The interval of validity may be restricted by:
\begin{itemize}
  \item Singularities in the coefficients of the equation;
  \item Points where the Lipschitz condition breaks down;
  \item Points where the solution itself becomes unbounded (blow-up).
\end{itemize}

\begin{workedexample}
  \textbf{Find the interval of validity for $y' = y^2,\; y(0) = 1$.}

  This is separable: $\displaystyle \frac{\diff y}{y^2} = \diff x \;\Rightarrow\; -\frac{1}{y} = x + C$. With $y(0) = 1$, we get $C = -1$, so $y(x) = \frac{1}{1 - x}$.

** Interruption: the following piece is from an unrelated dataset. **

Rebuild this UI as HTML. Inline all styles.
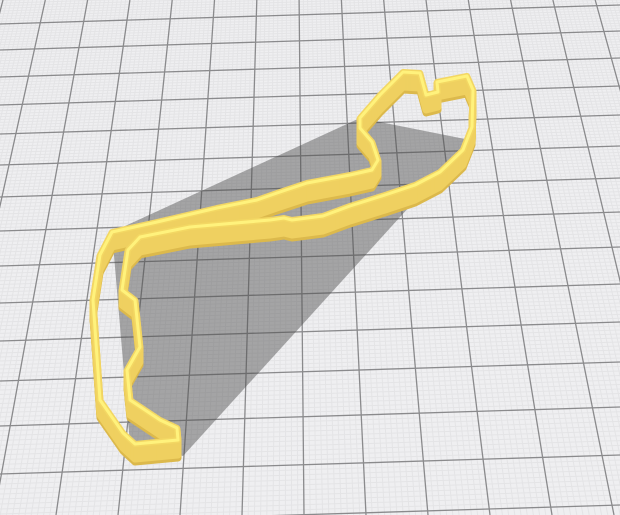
<!DOCTYPE html>
<html><head><meta charset="utf-8">
<style>html,body{margin:0;padding:0;background:#efeff1;overflow:hidden}svg{display:block}</style>
</head><body>
<svg id="s" width="620" height="515" viewBox="0 0 620 515" xmlns="http://www.w3.org/2000/svg">
<rect width="620" height="515" fill="#efeff1"/>
<g id="minor" stroke="#e4e4e6" stroke-width="1"></g>
<g id="grid" stroke="#8a8a8c" stroke-width="1.3"></g>
<polygon points="112,232 360,118 470,140 183,456 130,444" fill="#4a4a4a" opacity="0.45"/>
<defs>
<path id="t" d="M112,232 L157,222 L217,208 L257,200 L277,193 L307,183 L350,175 L372,170 L378,160 L372,142 L360,128 L360,118 L380,95 L403,72 L420,73 L426,95 L438,92 L437,82 L467,76 L473,90 L472,127 L463,150 L440,172 L415,185 L385,195 L350,206 L323,216 L292,220 L284,218 L270,220 L190,227 L140,237 L128,250 L122,290 L135,300 L140,347 L127,370 L130,400 L160,420 L177,428 L178,440 L135,444 L123,433 L100,400 L93,300 L100,255 Z" fill="none" stroke-linejoin="round"/>
</defs>
<g id="walls"></g>
<use href="#t" stroke="#f3d763" stroke-width="6"/>
<use href="#t" stroke="#fff27c" stroke-width="3"/>
</svg>
<script>
var NS="http://www.w3.org/2000/svg";
function ln(g,x1,y1,x2,y2){var l=document.createElementNS(NS,"line");l.setAttribute("x1",x1);l.setAttribute("y1",y1);l.setAttribute("x2",x2);l.setAttribute("y2",y2);document.getElementById(g).appendChild(l);}
var ys=[-2,24,50,77,105,134,165,197,231,266,303,341,381,426,474,524];
for(var i=0;i<ys.length;i++){ln("grid",0,ys[i],620,ys[i]-19);}
for(var i=0;i<ys.length-1;i++){for(var j=1;j<10;j++){var y=ys[i]+(ys[i+1]-ys[i])*j/10;ln("minor",0,y,620,y-19);}}
for(var k=-3;k<17;k++){var xt=3+42.3*k,xb=428+62*(k-9);ln("grid",xt,0,xb,515);
 for(var j=1;j<10;j++){var a=xt+42.3*j/10,b=xb+62*j/10;ln("minor",a,0,b,515);}}
var w=document.getElementById("walls");
for(var i=18;i>=1;i--){var u=document.createElementNS(NS,"use");u.setAttribute("href","#t");u.setAttribute("transform","translate(0,"+i+")");
 var c=i>15?"#dcb94c":"#efd060";u.setAttribute("stroke",c);u.setAttribute("stroke-width","7");w.appendChild(u);}
</script>
</body></html>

  The solution has a vertical asymptote at $x = 1$. Since the initial point is $x_0 = 0$, the interval of validity is
  \[
    (-\infty, 1).
  \]
  The solution blows up at $x = 1$, so it cannot be extended beyond this point.
\end{workedexample}

\begin{workedexample}
  \textbf{Interval of validity for $y' = \sqrt{y},\; y(0) = 1$.}

  Separating: $\displaystyle \frac{\diff y}{\sqrt{y}} = \diff x \;\Rightarrow\; 2\sqrt{y} = x + C$. With $y(0) = 1$, we get $C = 2$, so $y(x) = \left(\frac{x + 2}{2}\right)^2 = \frac{(x+2)^2}{4}$.

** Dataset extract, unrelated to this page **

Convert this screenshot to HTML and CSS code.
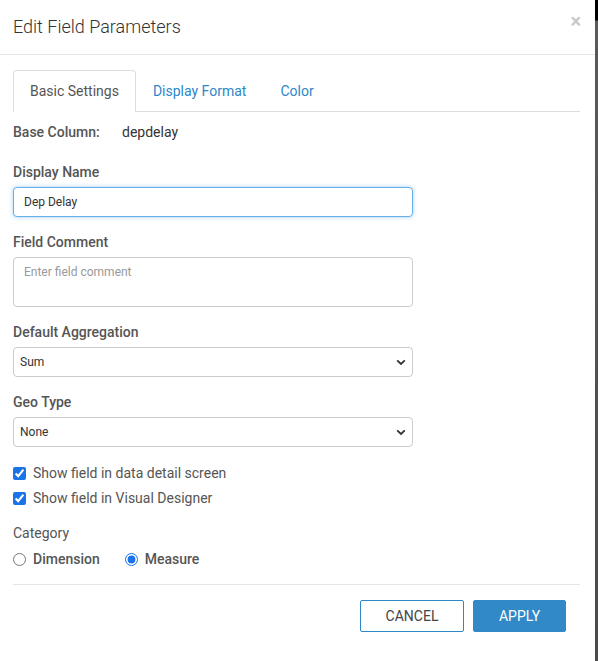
FILE: index.html
```html
<!DOCTYPE html>
<html>
<head>
<meta charset="utf-8">
<link rel="stylesheet" href="styles.css">
</head>
<body>
<div class="page">
  <div class="modal">
    <div class="header">
      <div class="title">Edit Field Parameters</div>
      <span class="close">&times;</span>
    </div>
    <div class="body">
      <div class="tabs">
        <div class="tab active">Basic Settings</div>
        <div class="tab">Display Format</div>
        <div class="tab">Color</div>
      </div>
      <div class="base-row">
        <span class="base-label">Base Column:</span>
        <span class="base-value">depdelay</span>
      </div>
      <div class="group first">
        <div class="label">Display Name</div>
        <input class="control focused" type="text" value="Dep Delay">
      </div>
      <div class="group">
        <div class="label">Field Comment</div>
        <textarea class="control area" placeholder="Enter field comment"></textarea>
      </div>
      <div class="group">
        <div class="label">Default Aggregation</div>
        <div class="select-wrap">
          <select class="control select"><option>Sum</option></select>
          <svg class="chev" width="10" height="7" viewBox="0 0 10 7"><path d="M1.2 1.3 L5 5 L8.8 1.3" fill="none" stroke="#333" stroke-width="1.8"/></svg>
        </div>
      </div>
      <div class="group">
        <div class="label">Geo Type</div>
        <div class="select-wrap">
          <select class="control select"><option>None</option></select>
          <svg class="chev" width="10" height="7" viewBox="0 0 10 7"><path d="M1.2 1.3 L5 5 L8.8 1.3" fill="none" stroke="#333" stroke-width="1.8"/></svg>
        </div>
      </div>
      <div class="checks">
        <label class="check"><input type="checkbox" checked><span>Show field in data detail screen</span></label>
        <label class="check"><input type="checkbox" checked><span>Show field in Visual Designer</span></label>
      </div>
      <div class="label cat">Category</div>
      <div class="radios">
        <label class="radio"><input type="radio" name="cat"><span>Dimension</span></label>
        <label class="radio"><input type="radio" name="cat" checked><span>Measure</span></label>
      </div>
      <div class="footer">
        <button class="btn cancel">CANCEL</button>
        <button class="btn apply">APPLY</button>
      </div>
    </div>
  </div>
  <div class="edge"></div>
</div>
</body>
</html>
```
FILE: styles.css
```css
html, body {
  margin: 0;
  padding: 0;
  background: #fff;
}
body {
  font-family: Roboto, "Liberation Sans", sans-serif;
  color: #333;
}
.page {
  display: flex;
  width: 598px;
  height: 661px;
  overflow: hidden;
}
.modal {
  width: 595px;
  flex: none;
  background: #fff;
}
.edge {
  flex: 1;
  background: linear-gradient(to bottom, #000 0, #000 20px, #5a5a5a 21px, #4a4a4a 100%);
}
.header {
  height: 55px;
  box-sizing: border-box;
  border-bottom: 1px solid #e5e5e5;
  display: flex;
  justify-content: space-between;
  align-items: flex-start;
  padding: 0 0 0 13px;
}
.title {
  font-size: 18px;
  font-weight: 300;
  color: #333;
  line-height: 20px;
  margin-top: 17px;
}
.close {
  font-size: 20px;
  font-weight: 700;
  color: #c8c8c8;
  line-height: 20px;
  margin-top: 11px;
  margin-right: 14px;
}
.body {
  padding: 15px 15px 0 13px;
}
.tabs {
  display: flex;
  height: 41px;
  border-bottom: 1px solid #ddd;
}
.tab {
  font-size: 14px;
  color: #2d87c8;
  padding: 0 16px;
  line-height: 41px;
  border: 1px solid transparent;
  border-bottom: none;
  border-radius: 4px 4px 0 0;
}
.tab.active {
  color: #555;
  border-color: #ddd;
  background: #fff;
  margin-bottom: -1px;
}
.base-row {
  margin-top: 10px;
  line-height: 20px;
  font-size: 14px;
  display: flex;
}
.base-label {
  font-weight: 500;
  color: #555;
  width: 109px;
}
.base-value {
  color: #333;
}
.group {
  margin-top: 15px;
}
.group.first {
  margin-top: 20px;
}
.label {
  font-size: 14px;
  font-weight: 500;
  color: #555;
  line-height: 20px;
  margin-bottom: 5px;
}
.control {
  display: block;
  box-sizing: border-box;
  width: 400px;
  height: 30px;
  border: 1px solid #ccc;
  border-radius: 4px;
  font-family: Roboto, "Liberation Sans", sans-serif;
  font-size: 12px;
  color: #333;
  padding: 0 10px;
  margin: 0;
  background: #fff;
  outline: none;
}
.control.focused {
  border-color: #66afe9;
  box-shadow: 0 0 4px rgba(102, 175, 233, 0.6);
}
.area {
  height: 50px;
  padding: 7px 10px;
  resize: none;
}
.area::placeholder {
  color: #999;
}
.select-wrap {
  position: relative;
  width: 400px;
}
.select {
  appearance: none;
  -webkit-appearance: none;
  padding: 0 6px;
}
.chev {
  position: absolute;
  right: 7px;
  top: 12px;
}
.checks {
  margin-top: 16px;
  display: flex;
  flex-direction: column;
  gap: 5px;
}
.check, .radio {
  display: flex;
  align-items: center;
  font-size: 14px;
  line-height: 20px;
  color: #555;
}
.check input, .radio input {
  width: 13px;
  height: 13px;
  margin: 0 7px 0 0;
  accent-color: #1a73e8;
}
.label.cat {
  margin-top: 15px;
  margin-bottom: 6px;
  font-weight: 400;
}
.radios {
  display: flex;
  gap: 25px;
}
.radio span {
  font-weight: 500;
}
.footer {
  margin-top: 15px;
  border-top: 1px solid #e5e5e5;
  padding: 15px 14px 0 0;
  display: flex;
  justify-content: flex-end;
  gap: 9px;
}
.btn {
  height: 32px;
  box-sizing: border-box;
  border-radius: 2px;
  font-family: Roboto, "Liberation Sans", sans-serif;
  font-size: 14px;
  padding: 0;
}
.cancel {
  width: 104px;
  background: #fff;
  border: 1px solid #2d87c8;
  color: #444;
}
.apply {
  width: 93px;
  background: #3289c7;
  border: 1px solid #3289c7;
  color: #fff;
}
```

  To find the interval of validity, check that the solution satisfies the original ODE: $y' = \frac{x+2}{2}$ while $\sqrt{y} = \frac{|x+2|}{2}$. These are equal only when $x + 2 \geq 0$, i.e., $x \geq -2$. For $x < -2$, we have $y' < 0$ while $\sqrt{y} \geq 0$, so the formula fails the ODE. At $x = -2$, the solution reaches $y = 0$ (the equilibrium). Therefore, the interval of validity is
  \[
    (-2, \infty).
  \]
  Note that although the Lipschitz condition fails at $y = 0$ (since $\pd{f}{y} = \frac{1}{2\sqrt{y}}$ is unbounded there), the particular solution passing through $y(0) = 1$ is valid on $(-2, \infty)$, and uniqueness is preserved on this interval.
\end{workedexample}

\section{Summary}
\label{sec:ch01_summary}

\begin{table}[htbp]
  \centering
  \caption{Chapter 1 summary: key concepts in differential equations}
  \label{tab:ch01_summary}
  \begin{tabular}{@{} p{3.8cm} p{5.5cm} @{}}
    \toprule
    \textbf{Concept} & \textbf{Key Definition / Formula} \\
    \midrule
    \textbf{Order} & Highest derivative present (e.g., $y'''$ $\Rightarrow$ 3rd order) \\
    \textbf{Degree} & Power of the highest-order derivative when polynomial in derivatives \\
    \textbf{Linear DE} & $a_n(x)y^{(n)} + \dots + a_1(x)y' + a_0(x)y = g(x)$ \\
    \textbf{Nonlinear DE} & $y$ or derivatives appear to non-integer powers, multiplied together, or inside nonlinear functions \\
    \textbf{Homogeneous (linear)} & $g(x) = 0$ in the linear form \\
    \textbf{IVP} & DE + conditions at a single point: $y(x_0) = y_0, \dots$ \\
    \textbf{BVP} & DE + conditions at two or more distinct points \\
    \textbf{Direction field} & Plot of short line segments with slope $f(x_i, y_j)$ at grid points \\
    \textbf{Picard--Lindel\"of} & Continuity + Lipschitz $\Rightarrow$ local existence and uniqueness \\
    \textbf{Lipschitz condition} & $|f(x, y_1) - f(x, y_2)| \leq L|y_1 - y_2|$; sufficient: $\bigl|\pd{f}{y}\bigr| \leq L$ \\
    \textbf{Interval of validity} & Largest interval containing $x_0$ where the solution exists and is unique \\
    \textbf{Non-uniqueness example} & $y' = y^{2/3},\; y(0) = 0$ admits infinitely many solutions \\
    \bottomrule
  \end{tabular}
\end{table}

The chapters that follow build directly on these foundations. Solution methods for first-order equations are developed in \cref{ch:first_order}; qualitative analysis and numerical methods appear in \cref{ch:qualitative}; and linear second-order theory begins in \cref{ch:second_order_homogeneous}.